SA supports Palestine recognition

JEWISH leaders have expressed their deep disappointment at the South Australian Parliament’s vote to ask Canberra to recognise a Palestinian state, the first time an Australian parliament has done so.

Co-convener of the SA Parliamentary Friends of Palestine, Tony Piccolo.
Co-convener of the SA Parliamentary Friends of Palestine, Tony Piccolo.

JEWISH leaders have expressed their deep disappointment at the South Australian Parliament’s vote to ask Canberra to recognise a Palestinian state, the first time an Australian parliament has done so.

A June 22 motion passed by the SA Parliament’s governing ALP majority calls on the federal government “to recognise the State of Palestine as we have recognised the State of Israel and announce the conditions and time lines”. 

The motion, proposed by former Labor frontbencher Tony Piccolo, co-convener of the SA Parliamentary Friends of Palestine, succeeded  despite Liberal MPs trying to adjourn it.

The resolution “recognises that Palestinians have been the victims of massive dispossession for 70 years [and] acknowledges that the Palestinians have suffered under an Israeli occupation for 50 years”. It also “affirms that the continuation of settlement building … constitutes a major obstacle to peace”.

Executive Council of Australian Jewry president Anton Block said the SA government “should try to stay focused on fixing the state’s problems instead of dabbling in foreign policy issues”.

“Recognition of a State of Palestine other than in the context of a comprehensive peace agreement with Israel will only make it more difficult to resolve the core issues of the Israel-Palestinian conflict, in particular Jerusalem, refugees, borders, settlements, security and water. 

“The complex arrangements that will need to be made to address these issues will require co-operation between Israel and the Palestinians via detailed agreements, not grand posturing by outside parties who have nothing to lose by making a wrong call,” he said.

Jewish Community Council of South Australia president Norman Schueler told The AJN  the SA government “has shown its amateurism and has lost sight of what it’s there for”, adding that the recognition issue “is covered already by a policy of the Labor Party thrashed out at the 2015 federal Labor conference” and Piccolo’s constituents in the state seat of Light “are horrified he’s not spending time on the immediate problems of the electorate, namely jobs”.

The Zionist Federation of Australia was “deeply disappointed by this motion, which is full of absurd misrepresentations and half-truths”, said president Danny Lamm. “Once again, the pro-Palestine movement places the blame for the impasse on Israel alone and fails to acknowledge the years of murderous intransigence on the part of the corrupt leadership of the various political entities vying for the right to represent the Palestinian people”.

Describing the resolution as “disappointing, ill-conceived and detrimental to the cause of peace it purports to advance”, Australia/Israel & Jewish Affairs executive director Colin Rubenstein said: “Even though the primary obstacle to peace is continued Palestinian intransigence, it singles out settlement building as the only obstacle worth mentioning.
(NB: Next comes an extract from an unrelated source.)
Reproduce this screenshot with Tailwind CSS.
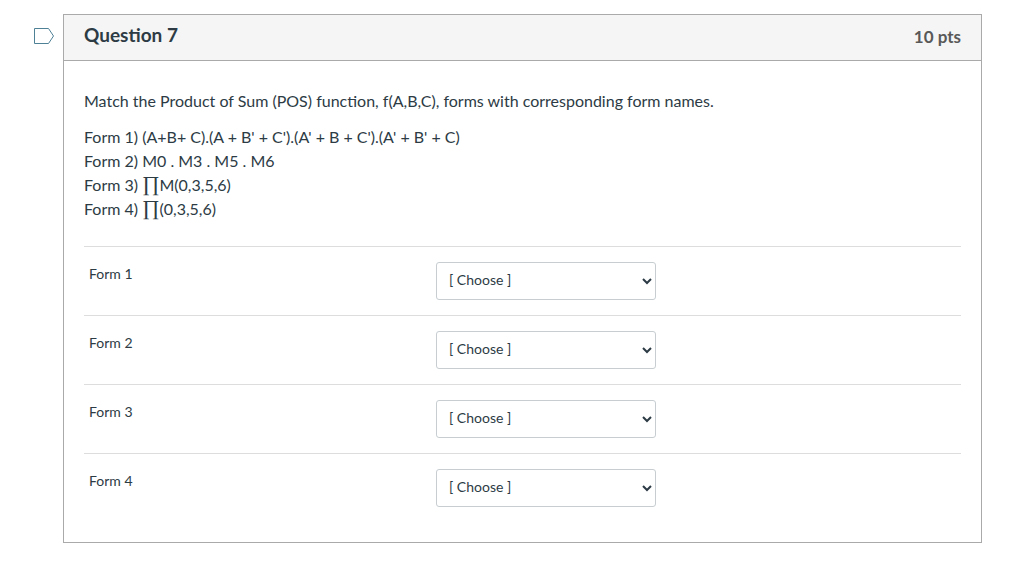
<!DOCTYPE html>
<html lang="en">

<head>
  <meta charset="UTF-8" />
  <meta name="viewport" content="width=device-width, initial-scale=1.0" />
  <title>Question 7</title>
  <script src="https://cdn.jsdelivr.net/npm/@tailwindcss/browser@4"></script>
</head>

<body class="bg-white pt-[14px] pr-[54px] pb-6 pl-[34px] font-[Lato,sans-serif] text-base text-[#2d3b45]">
  <div class="flex items-start">
    <!-- Flag -->
    <button type="button" aria-label="Flag question" class="mt-[14px] w-[29px] shrink-0">
      <svg width="20" height="16" viewBox="0 0 20 16" fill="none" stroke="#4f8196">
        <path d="M.5.5h14l5 7.5-5 7.5H.5z" />
      </svg>
    </button>

    <section class="grow border border-[#aaaaaa]">
      <header class="flex items-center justify-between border-b border-[#aaaaaa] bg-[#f5f5f5] px-5 pt-2 pb-[9px]">
        <h2 class="pb-1 text-[19px] leading-6 font-bold">Question 7</h2>
        <span class="text-[17px] leading-6 font-bold text-[#595959]">10 pts</span>
      </header>

      <div class="px-5 pt-7 pb-5">
        <p class="mb-3 leading-6">Match the Product of Sum (POS) function, f(A,B,C), forms with corresponding form names.</p>
        <p class="leading-6">
          Form 1) (A+B+ C).(A + B' + C').(A' + B + C').(A' + B' + C)<br />
          Form 2) M0 . M3 . M5 . M6<br />
          Form 3) <span class="font-['Liberation_Serif',serif] text-[21px] leading-none">∏</span>M(0,3,5,6)<br />
          Form 4) <span class="font-['Liberation_Serif',serif] text-[21px] leading-none">∏</span>(0,3,5,6)
        </p>

        <!-- Matching answers -->
        <div class="mt-[25px] text-sm">
          <div class="flex border-t border-[#dddddd] py-[15px] pl-[5px]">
            <label for="form1" class="w-[347px] pt-[2px]">Form 1</label>
            <select id="form1" class="h-[38px] w-[220px] rounded-[3px] border border-[#c7cdd1] bg-white px-2 pb-[3px]">
              <option>[ Choose ]</option>
            </select>
          </div>
          <div class="flex border-t border-[#dddddd] py-[15px] pl-[5px]">
            <label for="form2" class="w-[347px] pt-[2px]">Form 2</label>
            <select id="form2" class="h-[38px] w-[220px] rounded-[3px] border border-[#c7cdd1] bg-white px-2 pb-[3px]">
              <option>[ Choose ]</option>
            </select>
          </div>
          <div class="flex border-t border-[#dddddd] py-[15px] pl-[5px]">
            <label for="form3" class="w-[347px] pt-[2px]">Form 3</label>
            <select id="form3" class="h-[38px] w-[220px] rounded-[3px] border border-[#c7cdd1] bg-white px-2 pb-[3px]">
              <option>[ Choose ]</option>
            </select>
          </div>
          <div class="flex border-t border-[#dddddd] py-[15px] pl-[5px]">
            <label for="form4" class="w-[347px] pt-[2px]">Form 4</label>
            <select id="form4" class="h-[38px] w-[220px] rounded-[3px] border border-[#c7cdd1] bg-white px-2 pb-[3px]">
              <option>[ Choose ]</option>
            </select>
          </div>
        </div>
      </div>
    </section>
  </div>
</body>

</html>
“Further, blaming only Israel and conferring premature unilateral recognition, as the resolution proposes, is not only unhelpful, but also counter-productive. It only reinforces and rewards Palestinian incitement and intransigence, rather than encouraging the genuine negotiations,” he said.

B’nai B’rith Anti-Defamation Commission chair Dvir Abramovich said the motion was “one-sided and unconstructive”.

“The SA Parliament has embraced long-time inaccuracies and misguided narratives. Settlements are not the main obstacle to peace, but are rather one of numerous complex issues which must be resolved through direct negotiations as part of a final-status agreement,” he said. 

Australia-Israel Labor Dialogue (AILD) executive director Greg Holland described the motion as “unbalanced, biased and very unhelpful to the peace process … there’s a route for developing foreign policy within the party and that’s through the [ALP] national conference”.

He said AILD would continue to talk to state and federal ALP caucuses to try to head off any further votes of this kind by Labor state governments or a future federal government.

South Australian Premier Jay Weatherill’s office had not responded to an AJN request for a comment at the time of going to press.

Approached by The AJN, Piccolo cited interstate travel as the reason he was not able to comment about the motion before press time.